As they said in the movie Cool Hand Luke, “what we’ve got here is failure to communicate.”  The solution to a lack of communication, or inability to communicate, is to start talking.  If mediation is available or required, the borrower should definitely take advantage of it, using the mediator to help negotiate with the lender.  Ignoring the problem or hoping someone will find a silver bullet to make it go away is rarely the answer.  In the current economy, mortgage default and foreclosure are legal problems that no one should be embarrased to talk about. 
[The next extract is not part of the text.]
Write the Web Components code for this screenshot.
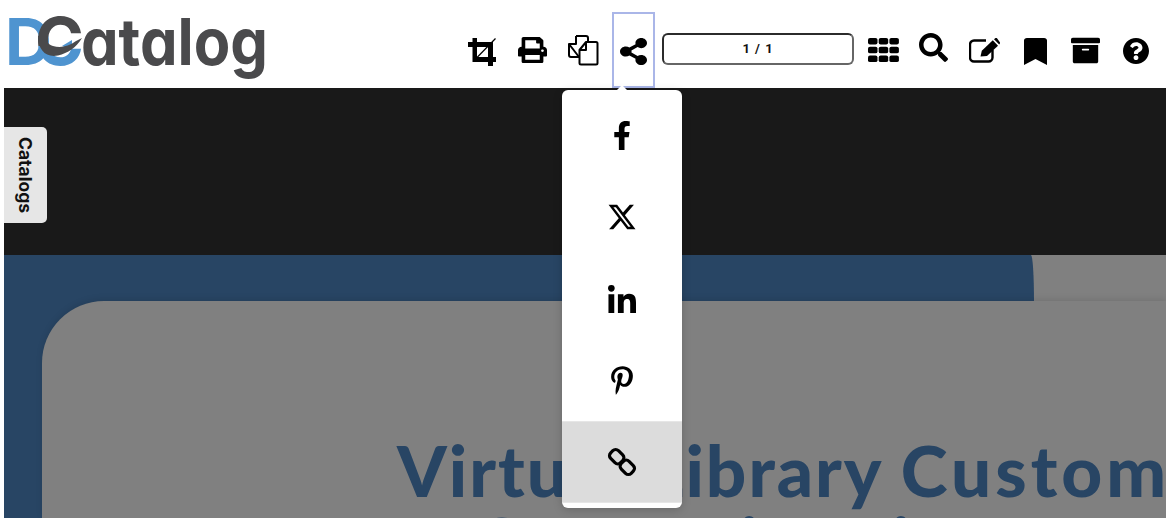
<!DOCTYPE html>
<html><head><meta charset="utf-8">
<style>
html,body{margin:0;padding:0;height:518px;overflow:hidden;background:#fff;font-family:"Liberation Sans",Arial,sans-serif}
</style></head>
<body>
<template id="t-logo">
<style>
:host{display:block;width:290px;height:88px;flex:none}
svg{display:block}
text{font-family:Inter,"Liberation Sans",sans-serif;font-weight:700;font-feature-settings:"cv11" 1}
</style>
<svg width="290" height="88" viewBox="0 0 290 88" role="img" aria-label="DCatalog">
<clipPath id="cc"><rect x="30" y="10" width="60" height="36"/></clipPath>
<clipPath id="cb"><rect x="30" y="46" width="60" height="24"/></clipPath>
<text x="5" y="64.500" font-size="65" fill="#4f94d0">D</text>
<text x="35" y="64.500" font-size="66" fill="#4f94d0" clip-path="url(#cb)">C</text>
<path d="M62 46 L72 40 L72 50z" fill="#4f94d0"/>
<text x="35" y="64.500" font-size="66" fill="#4a4a4c" clip-path="url(#cc)">C</text>
<path d="M38 36C38 50 46 58 58 55.500C68 53 76 48 82 38L76 41C68 47 60 48 53 46C47 44 46 40 46 36Z" fill="#4a4a4c"/>
<text x="81" y="64.500" font-size="65" fill="#4a4a4c" textLength="187" lengthAdjust="spacingAndGlyphs">atalog</text>
</svg>
</template>

<template id="t-tool">
<style>
:host{display:flex;align-items:center;justify-content:center;flex:none;box-sizing:border-box;height:76px;color:#000}
:host([active]){border:2px solid #aab6e8}
::slotted(svg){display:block;fill:currentColor}
</style><slot></slot>
</template>

<template id="t-pager">
<style>
:host{display:flex;align-items:center;justify-content:center;flex:none;box-sizing:border-box;width:192px;height:32px;border:2px solid #2b2b2b;border-bottom-color:#666;border-right-color:#666;border-radius:6px;font:700 13px "Roboto","Liberation Sans",sans-serif;color:#111;letter-spacing:1px;background:#fff}
</style><slot></slot>
</template>

<template id="t-toolbar">
<style>
:host{display:flex;height:88px;align-items:flex-start;background:#fff;position:relative}
.tools{display:flex;align-items:center;margin-left:auto;height:76px;margin-top:12px;padding-right:17px}
</style>
<slot name="logo"></slot><div class="tools"><slot></slot></div>
</template>

<template id="t-menu">
<style>
:host{display:block;position:absolute;left:562px;top:90px;width:120px;height:418px;box-sizing:border-box;background:#fff;border-radius:6px;padding:5px 0 7px;box-shadow:0 2px 10px rgba(0,0,0,.18);z-index:5}
:host::before{content:"";position:absolute;left:54px;top:-5px;border:6px solid transparent;border-top:0;border-bottom:6px solid #fff}
</style><slot></slot>
</template>

<template id="t-item">
<style>
:host{display:flex;align-items:center;justify-content:center;height:81.5px;color:#000}
:host([hot]){background:#dcdcdc;box-shadow:inset 0 1px 0 #e6e6e6,inset 0 -1px 0 #e6e6e6}
::slotted(svg){display:block;fill:currentColor}
</style><slot></slot>
</template>

<template id="t-tab">
<style>
:host{display:flex;align-items:center;justify-content:center;box-sizing:border-box;width:43px;height:96px;background:#e6e6e6;border-radius:0 5px 5px 0;font:700 17.5px "Inter","Liberation Sans",sans-serif;color:#111}
span{writing-mode:vertical-rl}
</style><span><slot></slot></span>
</template>

<template id="t-page">
<style>
:host{display:block;background:#808080;height:263px;overflow:hidden}
.blue{width:1030px;height:100%;box-sizing:border-box;background:#284564;border-top-right-radius:3px 46px;padding:46px 0 0 38px}
.card{width:1124px;height:217px;box-sizing:border-box;background:#808080;border-radius:62px 0 0 0;box-shadow:0 -2px 6px rgba(0,0,0,.1);padding-top:133px;font:900 71px/72px "Lato","Liberation Sans",sans-serif;letter-spacing:2px;color:#284564;white-space:nowrap}
.l{display:block}
.a{padding-left:355px}
.b{padding-left:432px}
.w{letter-spacing:4px}
</style>
<div class="blue"><div class="card"><span class="l a">Virtual Library <span class="w">Custom</span></span><span class="l b">Categories List</span></div></div>
</template>

<template id="t-stage">
<style>
:host{display:block;position:relative;height:430px;margin-left:4px;background:#191919;box-sizing:border-box;padding-top:167px}
.tab{position:absolute;left:0;top:39px}
</style>
<div class="tab"><slot name="tab"></slot></div>
<slot></slot>
</template>

<template id="t-app">
<style>:host{display:block;position:relative;width:1166px;height:518px;overflow:hidden;font-family:"Liberation Sans",sans-serif}</style>
<slot></slot>
</template>

<dc-app>
<dc-toolbar>
<dc-logo slot="logo"></dc-logo>
<dc-tool style="margin-right:22px;margin-top:4px"><svg width="28" height="28" viewBox="0 0 28 28"><path fill-rule="evenodd" d="M4.500 0H9V4H25V19H28V24H25V28H20V24H4.500V9H0V4H4.500ZM9 9V19H20V9Z"/><path d="M9 19.500L27.500 .5" stroke="#000" stroke-width="1.200" fill="none"/></svg></dc-tool>
<dc-tool style="margin-right:20px"><svg width="29" height="26" viewBox="0 0 512 512" preserveAspectRatio="none"><path d="M448 192V77.25c0-8.49-3.37-16.62-9.37-22.63L393.37 9.37c-6-6-14.14-9.37-22.63-9.37H96C78.33 0 64 14.33 64 32v160c-35.35 0-64 28.65-64 64v112c0 8.84 7.16 16 16 16h48v96c0 17.67 14.33 32 32 32h320c17.67 0 32-14.33 32-32v-96h48c8.84 0 16-7.16 16-16V256c0-35.35-28.65-64-64-64zm-64 256H128v-96h256v96zm0-224H128V64h192v48c0 8.84 7.16 16 16 16h48v96zm48 72c-13.25 0-24-10.75-24-24 0-13.26 10.75-24 24-24s24 10.74 24 24c0 13.25-10.75 24-24 24z"/></svg></dc-tool>
<dc-tool style="margin-right:13px"><svg width="32" height="32" viewBox="0 0 32 32"><g fill="none" stroke="#000" stroke-width="2" stroke-linejoin="round"><path d="M9 2H19a2 2 0 0 1 2 2V8M12 23H4a2 2 0 0 1-2-2V10z"/><path d="M2 10H9V2"/><path fill="#fff" d="M19 8H29a1.500 1.500 0 0 1 1.500 1.500V29A1.500 1.500 0 0 1 29 30.500H14A1.500 1.500 0 0 1 12.500 29V16z"/><path d="M12.500 16H19V8"/></g></svg></dc-tool>
<dc-tool active style="width:43px;margin-right:7px"><svg style="margin-top:2px" width="27" height="27" viewBox="0 0 448 512" preserveAspectRatio="none"><path d="M352 320c-22.608 0-43.387 7.819-59.79 20.895l-102.486-64.054a96.551 96.551 0 0 0 0-41.683l102.486-64.054C308.613 184.181 329.392 192 352 192c53.019 0 96-42.981 96-96S405.019 0 352 0s-96 42.981-96 96c0 7.158.79 14.13 2.276 20.841L155.790 180.895C139.387 167.819 118.608 160 96 160c-53.019 0-96 42.981-96 96s42.981 96 96 96c22.608 0 43.387-7.819 59.79-20.895l102.486 64.054A96.301 96.301 0 0 0 256 416c0 53.019 42.981 96 96 96s96-42.981 96-96-42.981-96-96-96z"/></svg></dc-tool>
<dc-pager style="margin-right:14px;margin-top:-3px">1 / 1</dc-pager>
<dc-tool style="margin-right:20px"><svg width="31" height="24" viewBox="0 0 31 26" preserveAspectRatio="none"><rect x="0" y="0" width="9.500" height="7" rx="2"/><rect x="10.700" y="0" width="9.500" height="7" rx="2"/><rect x="21.400" y="0" width="9.500" height="7" rx="2"/><rect x="0" y="9.500" width="9.500" height="7" rx="2"/><rect x="10.700" y="9.500" width="9.500" height="7" rx="2"/><rect x="21.400" y="9.500" width="9.500" height="7" rx="2"/><rect x="0" y="19" width="9.500" height="7" rx="2"/><rect x="10.700" y="19" width="9.500" height="7" rx="2"/><rect x="21.400" y="19" width="9.500" height="7" rx="2"/></svg></dc-tool>
<dc-tool style="margin-right:21px;margin-top:-5px"><svg width="29" height="29" viewBox="0 0 512 512"><path d="M505 442.700L405.300 343c-4.500-4.500-10.600-7-17-7H372c27.600-35.300 44-79.700 44-128C416 93.100 322.900 0 208 0S0 93.100 0 208s93.100 208 208 208c48.300 0 92.700-16.400 128-44v16.300c0 6.400 2.500 12.500 7 17l99.700 99.700c9.400 9.400 24.600 9.400 33.900 0l28.300-28.300c9.400-9.400 9.400-24.600.1-34zM208 336c-70.700 0-128-57.200-128-128 0-70.700 57.200-128 128-128 70.700 0 128 57.200 128 128 0 70.700-57.200 128-128 128z"/></svg></dc-tool>
<dc-tool style="margin-right:23px"><svg width="32" height="25" viewBox="0 0 32 25"><path d="M17 2.500H5a4 4 0 0 0-4 4V19.500a4 4 0 0 0 4 4H19.500a4 4 0 0 0 4-4V12" fill="none" stroke="#000" stroke-width="2.400"/><path d="M11.500 18.500L12.800 12.800L23.800 2.300L29 7.800L18 18Z"/><path d="M25 1.200L26.200 .2A1.500 1.500 0 0 1 28.200 .4L30.500 3.800A1.600 1.600 0 0 1 30.500 6L30.200 6.500Z"/></svg></dc-tool>
<dc-tool style="margin-right:24px;margin-top:2px"><svg width="23" height="27" viewBox="0 0 384 512" preserveAspectRatio="none"><path d="M0 512V48C0 21.490 21.490 0 48 0h288c26.510 0 48 21.490 48 48v464L192 400 0 512z"/></svg></dc-tool>
<dc-tool style="margin-right:23px"><svg width="29" height="29" viewBox="0 0 512 512"><path d="M32 448c0 17.700 14.300 32 32 32h384c17.700 0 32-14.300 32-32V160H32v288zm160-212c0-6.600 5.400-12 12-12h104c6.600 0 12 5.400 12 12v8c0 6.600-5.400 12-12 12H204c-6.600 0-12-5.400-12-12v-8zM480 32H32C14.300 32 0 46.300 0 64v48c0 8.800 7.200 16 16 16h480c8.800 0 16-7.200 16-16V64c0-17.700-14.300-32-32-32z"/></svg></dc-tool>
<dc-tool style="margin-top:1px"><svg width="26" height="26" viewBox="8 8 496 496"><path d="M504 256c0 136.997-111.043 248-248 248S8 392.997 8 256C8 119.083 119.043 8 256 8s248 111.083 248 248zM262.655 90c-54.497 0-89.255 22.957-116.549 63.758-3.536 5.286-2.353 12.415 2.715 16.258l34.699 26.310c5.205 3.947 12.621 3.008 16.665-2.122 17.864-22.658 30.113-35.797 57.303-35.797 20.429 0 45.698 13.148 45.698 32.958 0 14.976-12.363 22.667-32.534 33.976C247.128 238.528 216 254.941 216 296v4c0 6.627 5.373 12 12 12h56c6.627 0 12-5.373 12-12v-1.333c0-28.462 83.186-29.647 83.186-106.667 0-58.002-60.165-102-116.531-102zM256 338c-25.365 0-46 20.635-46 46 0 25.364 20.635 46 46 46s46-20.636 46-46c0-25.365-20.635-46-46-46z"/></svg></dc-tool>
</dc-toolbar>
<dc-stage>
<dc-tab slot="tab">Catalogs</dc-tab>
<dc-page></dc-page>
</dc-stage>
<dc-menu>
<dc-item><svg width="18" height="29" viewBox="0 0 320 512"><path d="M279.140 288l14.220-92.660h-88.910v-60.130c0-25.350 12.420-50.060 52.240-50.060h40.420V6.260S260.430 0 225.360 0c-73.220 0-121.080 44.380-121.080 124.720v70.620H22.890V288h81.390v224h100.170V288z"/></svg></dc-item>
<dc-item><svg width="30" height="30" viewBox="0 0 512 512"><path d="M389.200 48h70.600L305.600 224.200 487 464H345L233.700 318.600 106.500 464H35.800L200.700 275.500 26.800 48H172.400L272.900 180.900 389.200 48zM364.400 421.800h39.100L151.100 88h-42L364.400 421.800z"/></svg></dc-item>
<dc-item><svg width="28" height="28" viewBox="0 0 448 448"><path d="M100.280 448H7.400V148.900h92.880zM53.790 108.100C24.090 108.100 0 83.500 0 53.800a53.790 53.790 0 0 1 107.580 0c0 29.700-24.100 54.300-53.790 54.300zM447.900 448h-92.680V302.400c0-34.700-.7-79.200-48.290-79.200-48.290 0-55.690 37.700-55.690 76.700V448h-92.780V148.900h89.080v40.800h1.300c12.400-23.500 42.690-48.300 87.880-48.300 94 0 111.280 61.900 111.280 142.300V448z"/></svg></dc-item>
<dc-item><svg width="22" height="29" viewBox="0 0 384 512"><path d="M204 6.500C101.400 6.500 0 74.900 0 185.600 0 256 39.600 296 63.600 296c9.900 0 15.600-27.600 15.600-35.400 0-9.300-23.700-29.100-23.700-67.800 0-80.400 61.200-137.400 140.400-137.400 68.100 0 118.500 38.700 118.500 109.800 0 53.100-21.300 152.700-90.300 152.700-24.900 0-46.200-18-46.200-43.800 0-37.800 26.400-74.400 26.400-113.400 0-66.200-93.900-54.200-93.900 25.800 0 16.800 2.100 35.400 9.600 50.700-13.800 59.400-42 147.900-42 209.100 0 18.900 2.700 37.500 4.500 56.400 3.400 3.800 1.700 3.400 6.900 1.500 50.400-69 48.600-82.500 71.400-172.800 12.300 23.400 44.100 36 69.300 36 106.200 0 153.900-103.500 153.900-196.800C384 71.300 298.200 6.500 204 6.500z"/></svg></dc-item>
<dc-item hot><svg width="30" height="30" viewBox="0 0 30 30"><g fill="none" stroke="#000" stroke-width="3.200"><rect x="2.700" y="4.200" width="14" height="11" rx="4" transform="rotate(45 9.700 9.700)"/><rect x="13.300" y="14.800" width="14" height="11" rx="4" transform="rotate(45 20.300 20.300)"/></g></svg></dc-item>
</dc-menu>
</dc-app>

<script>
const defs={ 'dc-logo':'t-logo','dc-tool':'t-tool','dc-pager':'t-pager','dc-toolbar':'t-toolbar','dc-menu':'t-menu','dc-item':'t-item','dc-tab':'t-tab','dc-page':'t-page','dc-stage':'t-stage','dc-app':'t-app'};
for(const [name,id] of Object.entries(defs)){
  customElements.define(name,class extends HTMLElement{
    constructor(){super();this.attachShadow({mode:'open'}).appendChild(document.getElementById(id).content.cloneNode(true));}
  });
}
</script>
</body></html>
Kudos for Foreclosure Mediation Project

Good PR for the Milwaukee Foreclosure Mediation Program in today’s Milwaukee Journal-Sentinel. And it looks like they need it. According to the article, 5800 foreclosure actions are pending in the City of Milwaukee, but only 326 people applied for mediation as of the end of November. Maybe the word will finally get around now.


Mediating foreclosures -- a Tale of Two States

The current recession has affected the various states in different ways, but almost all states are reeling from an increase of foreclosure lawsuits.  In Florida, one of the most populous states where the real estate bubble hit spectacular highs and now is hitting incredible lows, a state Supreme Court task force has recommended that courts mandate mediation in any residential mortgage foreclosure action where the homeowner is still in the home and wants to stay there.  Some counties and judicial circuits in the state are already doing just that.  If the homeowner enters any kind of answer or appearance in the lawsuit, judges in those circuits are requiring mediation before scheduling a hearing in the case.  Some of those circuits are requiring the mortgage lender to pay all of the mediation fees. 
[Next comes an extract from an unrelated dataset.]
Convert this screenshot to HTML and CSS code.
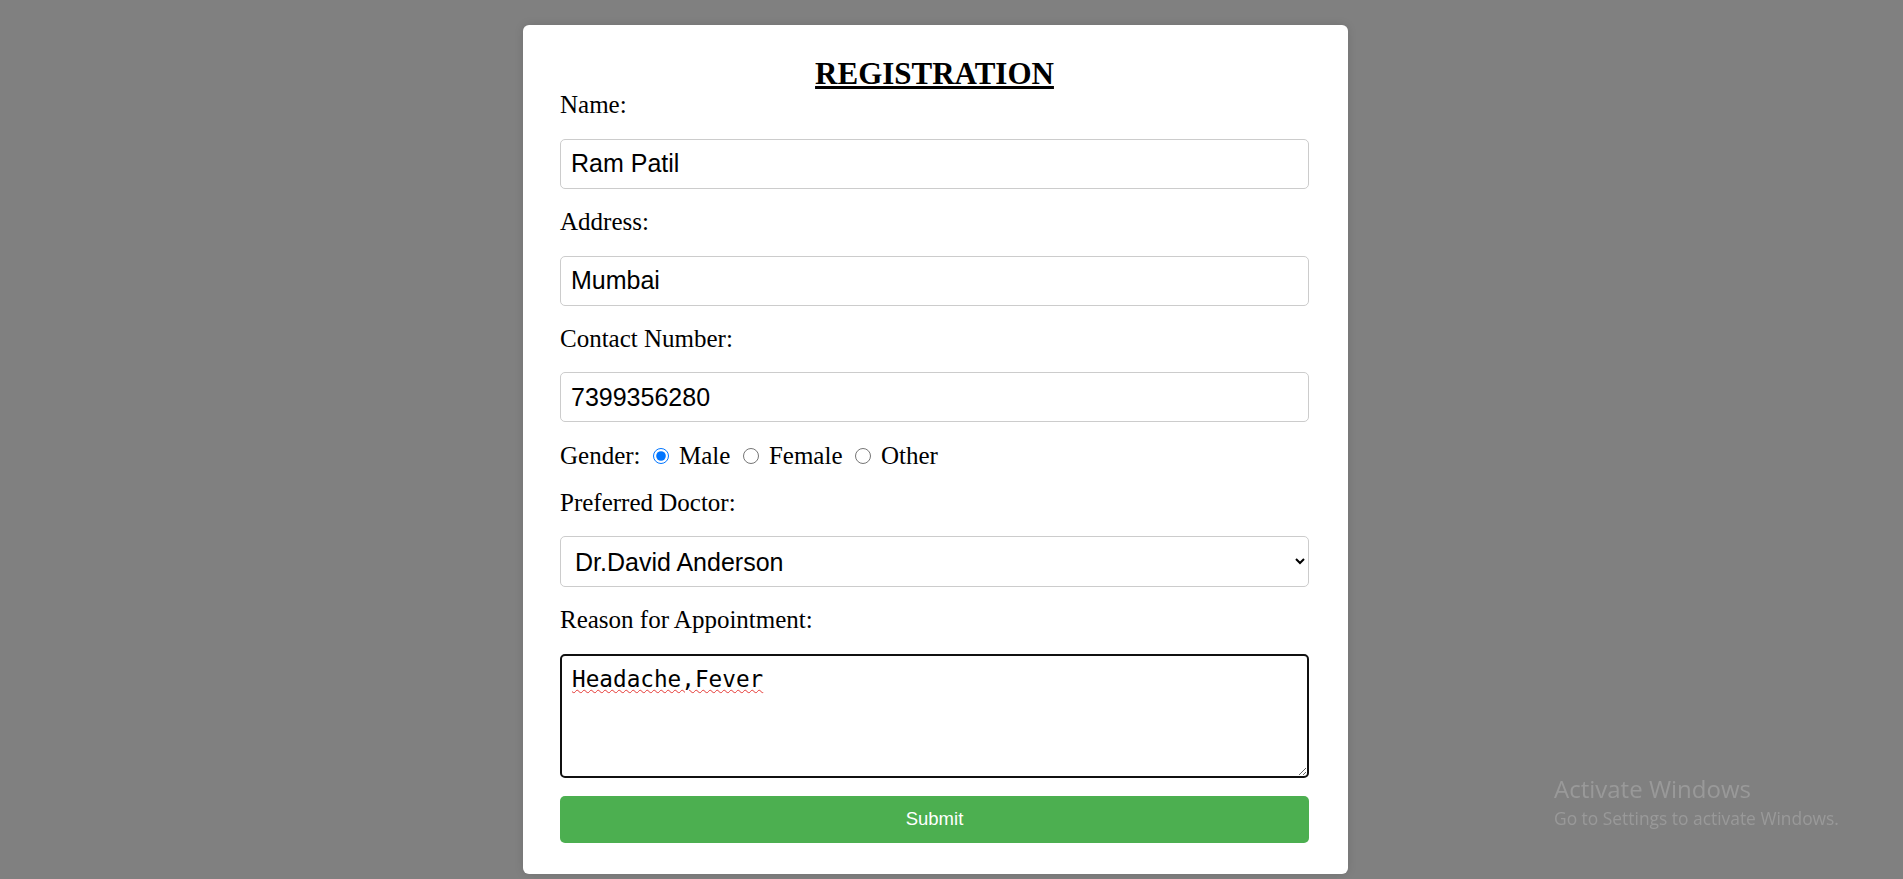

Meanwhile, in Wisconsin, a medium size state where the real estate bubble was never quite so large, a bill has been proposed that would require mediation in all foreclosure cases where the homeowner wants to stay in the home.  In the meantime, Marquette Law School is providing free mediation services for homeowners who want to save their homes from foreclosure in Milwaukee County. 
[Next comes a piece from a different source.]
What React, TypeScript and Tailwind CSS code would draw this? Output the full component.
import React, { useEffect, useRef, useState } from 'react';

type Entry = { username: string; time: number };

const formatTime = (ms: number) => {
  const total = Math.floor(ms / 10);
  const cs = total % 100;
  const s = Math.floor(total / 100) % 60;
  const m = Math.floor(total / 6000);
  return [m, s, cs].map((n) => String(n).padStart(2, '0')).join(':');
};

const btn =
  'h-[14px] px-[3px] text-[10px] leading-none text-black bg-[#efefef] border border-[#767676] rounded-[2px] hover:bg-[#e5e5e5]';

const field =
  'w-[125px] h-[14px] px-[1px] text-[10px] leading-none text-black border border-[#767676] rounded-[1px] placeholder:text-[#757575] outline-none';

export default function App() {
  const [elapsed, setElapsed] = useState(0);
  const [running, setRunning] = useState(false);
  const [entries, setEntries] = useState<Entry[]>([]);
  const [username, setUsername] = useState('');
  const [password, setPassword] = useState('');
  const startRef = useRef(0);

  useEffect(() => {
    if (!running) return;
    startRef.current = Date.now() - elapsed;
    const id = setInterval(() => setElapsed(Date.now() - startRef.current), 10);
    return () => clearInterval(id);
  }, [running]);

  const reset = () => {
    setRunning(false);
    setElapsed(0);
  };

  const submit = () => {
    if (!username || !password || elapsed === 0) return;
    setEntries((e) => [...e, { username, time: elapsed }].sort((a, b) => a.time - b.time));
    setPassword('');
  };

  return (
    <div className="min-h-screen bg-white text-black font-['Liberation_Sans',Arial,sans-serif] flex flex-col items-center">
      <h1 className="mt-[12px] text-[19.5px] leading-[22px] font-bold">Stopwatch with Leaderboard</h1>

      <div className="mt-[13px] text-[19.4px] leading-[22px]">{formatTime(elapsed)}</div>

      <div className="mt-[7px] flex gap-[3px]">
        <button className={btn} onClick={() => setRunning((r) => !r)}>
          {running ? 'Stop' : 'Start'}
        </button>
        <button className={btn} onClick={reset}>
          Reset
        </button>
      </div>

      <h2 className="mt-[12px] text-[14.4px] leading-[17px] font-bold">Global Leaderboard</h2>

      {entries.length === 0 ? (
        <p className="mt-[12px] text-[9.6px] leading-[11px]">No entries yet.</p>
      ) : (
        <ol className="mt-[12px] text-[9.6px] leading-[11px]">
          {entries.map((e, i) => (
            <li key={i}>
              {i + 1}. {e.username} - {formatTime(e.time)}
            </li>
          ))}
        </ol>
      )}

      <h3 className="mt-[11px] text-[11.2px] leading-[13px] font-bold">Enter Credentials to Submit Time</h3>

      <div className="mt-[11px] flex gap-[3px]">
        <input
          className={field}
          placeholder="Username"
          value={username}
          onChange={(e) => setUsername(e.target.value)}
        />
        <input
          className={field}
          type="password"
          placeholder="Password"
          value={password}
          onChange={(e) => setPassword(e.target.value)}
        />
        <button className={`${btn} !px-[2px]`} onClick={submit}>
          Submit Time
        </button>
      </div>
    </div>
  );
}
A recurring complaint by homeowners facing foreclosure is that they have tried to renegotiate their mortgage but have been unable to contact anyone to talk to at the bank.  A foreclosure lawsuit is the lender’s way of getting the delinquent mortgagor’s attention, as well as the first step toward an eviction.  The states and courts now seem to be giving the mortgagor the means to get the lender’s attention, and to start the ball rolling toward renegotiation of the mortgage.  No matter how large the state or how severe the backlog of foreclosure cases, mediation is rapidly becoming the tool of choice for states and courts.  Paying for the mediators’ time is a continuing problem, but the cost of foreclosure to homeowners, lenders and the states is undoubtedly greater than mediation fees.  If  homeowners can stay in their homes, they save the stigma of a foreclosure, the lender saves the expense and loss of a forced sale, the state keeps a paying property taxpayer in the home so there is less likelihood of vandalism, and the courts reduce their foreclosure case backlog.  Given those benefits, coming up with the cost of mediation should not be too difficult.